In the records that follow, locate every line with "this" and extract it.

-- start Dataset content --

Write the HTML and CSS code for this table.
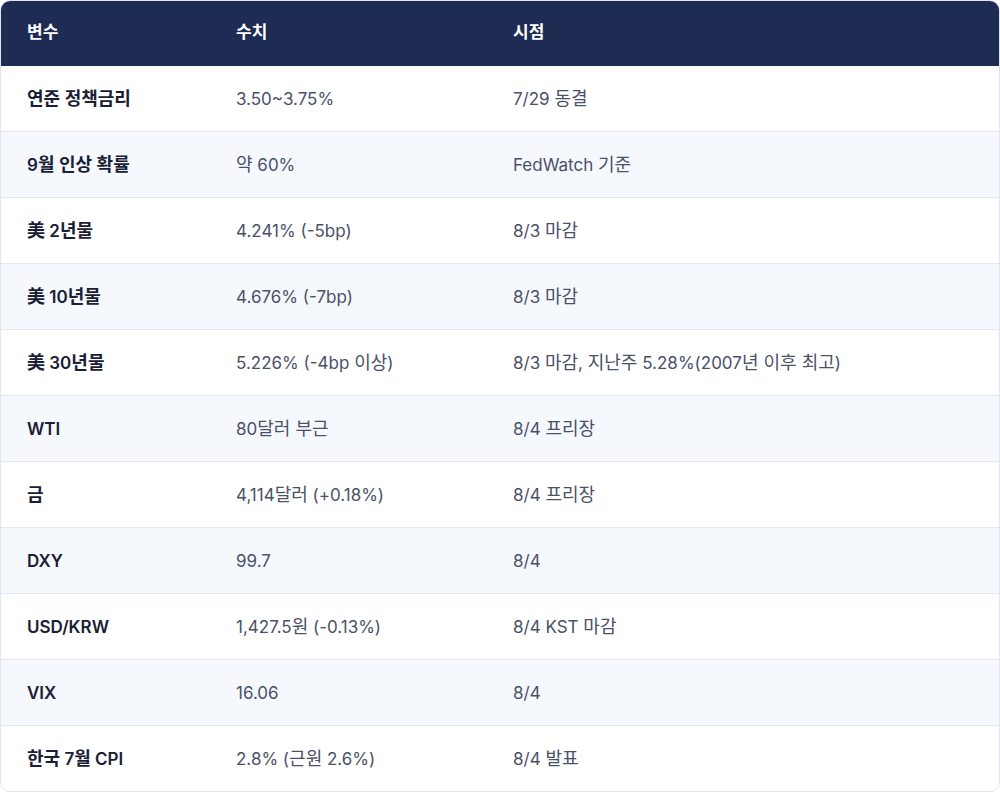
FILE: index.html
```html
<!DOCTYPE html>
<html lang="ko">
<head>
<meta charset="utf-8">
<link rel="stylesheet" href="styles.css">
</head>
<body>
<div class="table">
  <div class="row head"><div>변수</div><div>수치</div><div>시점</div></div>
  <div class="row"><div class="key"><span class="k">연준 정책금리</span></div><div>3.50~3.75%</div><div>7/29 <span class="k">동결</span></div></div>
  <div class="row alt"><div class="key">9<span class="k">월 인상 확률</span></div><div><span class="k">약</span> 60%</div><div>FedWatch <span class="k">기준</span></div></div>
  <div class="row"><div class="key"><span class="k">美</span> 2<span class="k">년물</span></div><div>4.241% (-5bp)</div><div>8/3 <span class="k">마감</span></div></div>
  <div class="row alt"><div class="key"><span class="k">美</span> 10<span class="k">년물</span></div><div>4.676% (-7bp)</div><div>8/3 <span class="k">마감</span></div></div>
  <div class="row"><div class="key"><span class="k">美</span> 30<span class="k">년물</span></div><div>5.226% (-4bp <span class="k">이상</span>)</div><div>8/3 <span class="k">마감</span>, <span class="k">지난주</span> 5.28%(2007<span class="k">년 이후 최고</span>)</div></div>
  <div class="row alt"><div class="key">WTI</div><div>80<span class="k">달러 부근</span></div><div>8/4 <span class="k">프리장</span></div></div>
  <div class="row"><div class="key"><span class="k">금</span></div><div>4,114<span class="k">달러</span> (+0.18%)</div><div>8/4 <span class="k">프리장</span></div></div>
  <div class="row alt"><div class="key">DXY</div><div>99.7</div><div>8/4</div></div>
  <div class="row"><div class="key">USD/KRW</div><div>1,427.5<span class="k">원</span> (-0.13%)</div><div>8/4 KST <span class="k">마감</span></div></div>
  <div class="row alt"><div class="key">VIX</div><div>16.06</div><div>8/4</div></div>
  <div class="row last"><div class="key"><span class="k">한국</span> 7<span class="k">월</span> CPI</div><div>2.8% (<span class="k">근원</span> 2.6%)</div><div>8/4 <span class="k">발표</span></div></div>
</div>
</body>
</html>
```
FILE: styles.css
```css
html, body {
  margin: 0;
  padding: 0;
  background: #ffffff;
}
body {
  font-family: Inter, "Noto Sans CJK KR", sans-serif;
  font-size: 17px;
  color: #4a5168;
}
.table {
  width: 1000px;
  height: 792px;
  box-sizing: border-box;
  border: 1px solid #e1e5ef;
  border-radius: 10px;
  overflow: hidden;
}
.row {
  display: grid;
  grid-template-columns: 209px 277px 1fr;
  align-items: center;
  height: 66px;
  box-sizing: border-box;
  padding: 0 26px;
  border-bottom: 1px solid #e3e8f2;
  background: #ffffff;
  line-height: 24px;
}
.row.alt {
  background: #f5f8fd;
}
.row.last {
  border-bottom: none;
  height: 65px;
}
.row.head {
  background: #1e2c53;
  color: #ffffff;
  font-size: 17px;
  font-weight: 600;
  border-bottom: none;
  height: 66px;
  margin: -1px -1px 0 -1px;
  padding: 0 27px 2px 27px;
}
.k {
  font-size: 18px;
}
.key {
  color: #1a2034;
  font-weight: 600;
}
```
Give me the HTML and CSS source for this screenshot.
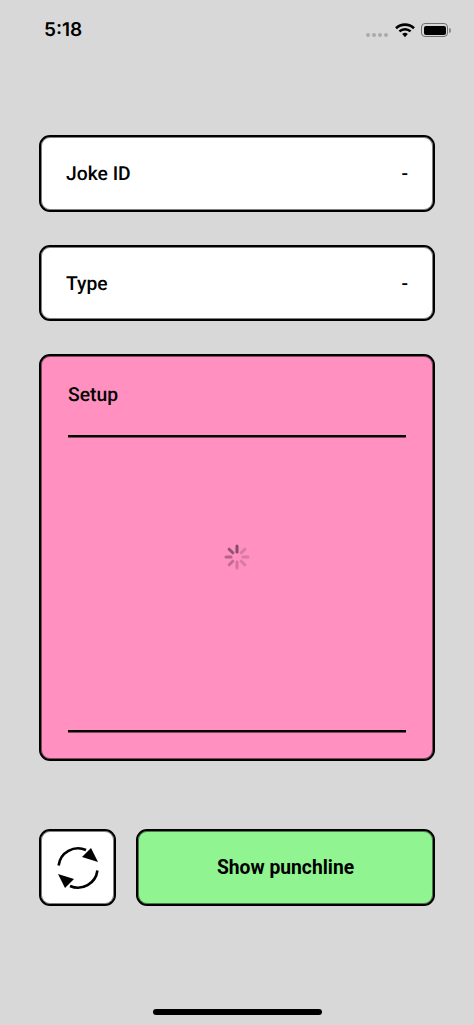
FILE: index.html
```html
<!DOCTYPE html>
<html lang="en">
<head>
    <meta charset="UTF-8">
    <meta name="viewport" content="width=device-width, initial-scale=1.0">
    <title>Joke</title>
    <link rel="stylesheet" href="styles.css">
</head>
<body>
<div class="screen">
    <div class="status-bar">
        <span class="time">5:18</span>
        <div class="status-icons">
            <div class="dots"><i></i><i></i><i></i><i></i></div>
            <svg class="wifi" width="20" height="15" viewBox="0 0 20 15">
                <path d="M1 5.2 A13 13 0 0 1 19 5.2" fill="none" stroke="#000" stroke-width="2.6"/>
                <path d="M4.4 8.4 A8.2 8.2 0 0 1 15.6 8.4" fill="none" stroke="#000" stroke-width="2.6"/>
                <path d="M7.2 11 L10 14.2 L12.8 11 A4 4 0 0 0 7.2 11 Z" fill="#000"/>
            </svg>
            <div class="battery"><div class="battery-fill"></div></div>
            <div class="battery-cap"></div>
        </div>
    </div>

    <div class="content">
        <div class="card row">
            <span>Joke ID</span>
            <span>-</span>
        </div>
        <div class="card row">
            <span>Type</span>
            <span>-</span>
        </div>
        <div class="card setup">
            <div class="setup-title">Setup</div>
            <div class="setup-body">
                <svg class="spinner" width="26" height="26" viewBox="0 0 26 26">
                    <g stroke-width="3" stroke-linecap="round" stroke="#6b3a55">
                        <line x1="13" y1="2" x2="13" y2="8" opacity="0.8"/>
                        <line x1="20.8" y1="5.2" x2="17.2" y2="8.8" opacity="0.25"/>
                        <line x1="24" y1="13" x2="19" y2="13" opacity="0.25"/>
                        <line x1="20.8" y1="20.8" x2="17.2" y2="17.2" opacity="0.25"/>
                        <line x1="13" y1="24" x2="13" y2="18" opacity="0.3"/>
                        <line x1="5.2" y1="20.8" x2="8.8" y2="17.2" opacity="0.4"/>
                        <line x1="2" y1="13" x2="7" y2="13" opacity="0.5"/>
                        <line x1="5.2" y1="5.2" x2="8.8" y2="8.8" opacity="0.7"/>
                    </g>
                </svg>
            </div>
        </div>
        <div class="actions">
            <button class="refresh">
                <svg width="44" height="44" viewBox="0 0 44 44">
                    <path d="M2.6 19.5 A19.6 19.6 0 0 1 30 4" fill="none" stroke="#000" stroke-width="2.6"/>
                    <path d="M41.4 24.5 A19.6 19.6 0 0 1 14 40" fill="none" stroke="#000" stroke-width="2.6"/>
                    <path d="M35 2 L42 16 L26 11 Z" fill="#000"/>
                    <path d="M9 42 L2 28 L18 33 Z" fill="#000"/>
                </svg>
            </button>
            <button class="punchline">Show punchline</button>
        </div>
    </div>

    <div class="home-bar"></div>
</div>
</body>
</html>
```

FILE: styles.css
```css
* {
    box-sizing: border-box;
    margin: 0;
    padding: 0;
}

body {
    font-family: Roboto, sans-serif;
    background-color: #d8d8d8;
    color: #000;
    text-rendering: geometricPrecision;
}

.screen {
    width: 474px;
    height: 1025px;
    display: flex;
    flex-direction: column;
}

.status-bar {
    height: 60px;
    padding: 18px 23px 0 44px;
    display: flex;
    justify-content: space-between;
    align-items: flex-start;
}

.time {
    font-family: Inter, sans-serif;
    font-size: 19px;
    font-weight: 600;
    line-height: 24px;
}

.status-icons {
    display: flex;
    align-items: center;
    height: 24px;
}

.dots {
    display: flex;
    gap: 2px;
    margin-right: 7px;
    margin-top: 10px;
}

.dots i {
    width: 4px;
    height: 4px;
    border-radius: 50%;
    background-color: #ababab;
}

.wifi {
    margin-right: 6px;
}

.battery {
    width: 27px;
    height: 14px;
    border: 1px solid #6e6e6e;
    border-radius: 4px;
    padding: 1.5px;
}

.battery-fill {
    width: 100%;
    height: 100%;
    background-color: #000;
    border-radius: 2px;
}

.battery-cap {
    width: 2px;
    height: 5px;
    margin-left: 1px;
    background-color: #8a8a8a;
    border-radius: 0 2px 2px 0;
}

.content {
    padding: 75px 39px 0;
    display: flex;
    flex-direction: column;
    gap: 33px;
}

.card {
    background-color: #fff;
    border: 2px solid #000;
    border-radius: 11px;
    box-shadow: inset 0 0 0 1px rgba(0, 0, 0, 0.5);
}

.row {
    height: 76.5px;
    padding: 1px 25px 0;
    display: flex;
    justify-content: space-between;
    align-items: center;
    font-size: 19.3px;
    font-weight: 500;
}

.setup {
    height: 407px;
    padding: 27px 27px 27px;
    background-color: #ff90c0;
    display: flex;
    flex-direction: column;
}

.setup-title {
    font-size: 19.3px;
    font-weight: 500;
    line-height: 24px;
    height: 54px;
    border-bottom: 2px solid #000;
    box-shadow: 0 1px 0 rgba(0, 0, 0, 0.5);
}

.setup-body {
    flex: 1;
    padding-bottom: 54px;
    display: flex;
    justify-content: center;
    align-items: center;
    border-bottom: 2px solid #000;
    box-shadow: 0 1px 0 rgba(0, 0, 0, 0.5);
}

.actions {
    margin-top: 35px;
    display: flex;
    gap: 20px;
}

button {
    height: 77px;
    border: 2px solid #000;
    border-radius: 11px;
    box-shadow: inset 0 0 0 1px rgba(0, 0, 0, 0.5);
    font-family: Roboto, sans-serif;
    color: #000;
}

.refresh {
    width: 77px;
    flex-shrink: 0;
    background-color: #fff;
    display: flex;
    justify-content: center;
    align-items: center;
}

.punchline {
    flex: 1;
    background-color: #90f490;
    font-size: 19.3px;
    font-weight: 700;
}

.home-bar {
    width: 169px;
    height: 6px;
    border-radius: 3px;
    background-color: #000;
    margin: auto auto 10px;
}
```
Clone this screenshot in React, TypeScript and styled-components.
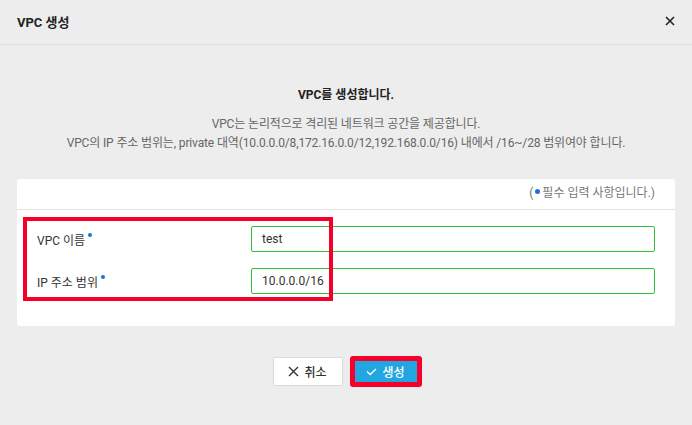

-- end Dataset content --

▸ **Expected answer**:
Write the HTML and CSS code for this table.
Give me the HTML and CSS source for this screenshot.
Clone this screenshot in React, TypeScript and styled-components.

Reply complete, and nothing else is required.